Significant increases were also reported in Russia and Canada.
In Moscow on Wednesday, a 20-year-old man described as a skinhead burst
into a synagogue, shouted, "I will kill you," and stabbed eight people
before being wrestled to the ground by the rabbi and his son. No one was
killed but four people were reported in serious condition.
In Britain, the danger to Jews is growing, too. According to the
Security Community Trust, a registered charity organization that works
with the police to collect data on anti-Jewish incidents, 532 such
incidents were reported in Britain in 2004, the last year for which
numbers are available.
It is nearly double the number from 1999, and a 42 percent jump in just
one year. Eighty-three of the incidents were assaults, four of which
were classified as "extreme violence," in which the victim's life was
endangered.
Mark Gardner, a spokesman for the Security Community Trust, said the
increase is tied to the most recent round of Israeli-Palestinian
violence, which began late in 2000.
Records show that anti-Jewish incidents have spiked after events such as
the terrorist attacks of Sept. 11, 2001, in the United States; the
subsequent U.S.-led invasion of Afghanistan that same year; the
allegations of an Israeli massacre in the West Bank city of Jenin and
the siege at the Church of the Nativity in Bethlehem in 2002, and the
U.S.-led invasion of Iraq in 2003.
Such events, Gardner said, "excite a mood of scapegoating and anger and
political violence, primarily among Muslims."
Massoud Shadjareh, chairman of the London-based Islamic Human Rights
Commission, disputed that conclusion. Shadjareh said the Security
Community Trust's strong support for Israel leads it to skew its
reporting.
He said his organization works with other Jewish leaders to combat the
myth that all Jews support Israel's policies, which he likened to the
myth that all Muslims and Osama bin Laden "are interchangeable."

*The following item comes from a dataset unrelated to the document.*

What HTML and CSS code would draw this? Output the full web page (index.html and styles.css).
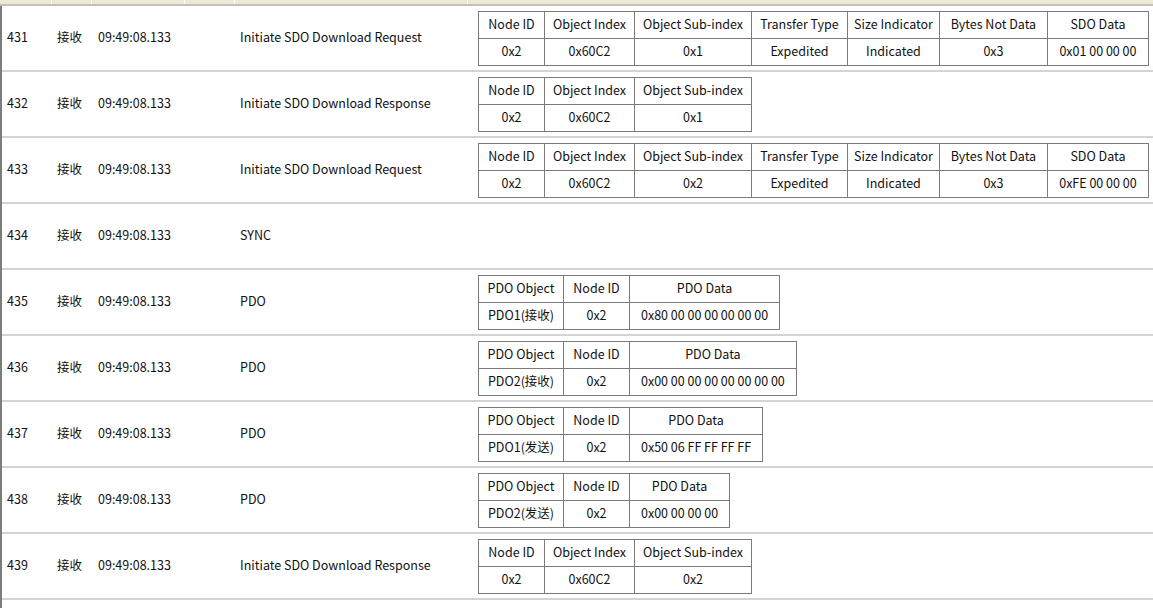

Still, a daily perusal of the news shows that anti-Jewish sentiment
exists and is sometimes virulent.
This past week, jurors in the trial of the radical west London Muslim
cleric Abu Hamza al-Masri, on charges of encouraging murder and
fomenting racial hatred, heard taped sermons in which he encouraged his
followers to kill Jews and other non-Muslims.
But Rabbi Chapper said most Muslim clerics are appalled by anti-Jewish
sentiment. Some met with him after he was attacked to cooperate on ways
of decreasing the violence. The youths who attacked him and his friend
were "clearly disassociated from their own communities," and did not
appear religious, he said.
While he hears anti-Jewish shouts from passing cars from time to time,
relations between Muslims and Jews in Ilford tend to be good.
"In general," he said, "it's a very harmonious existence."
Still, with Europe's growing Muslim community, life can be intimidating
for a Jew. Chapper still walks from the synagogue to his home, 15
minutes away, but he spends a lot of time looking over his shoulder.
"The Jewish community in this country is a tiny, tiny minority," he
said. "The Muslim community is huge."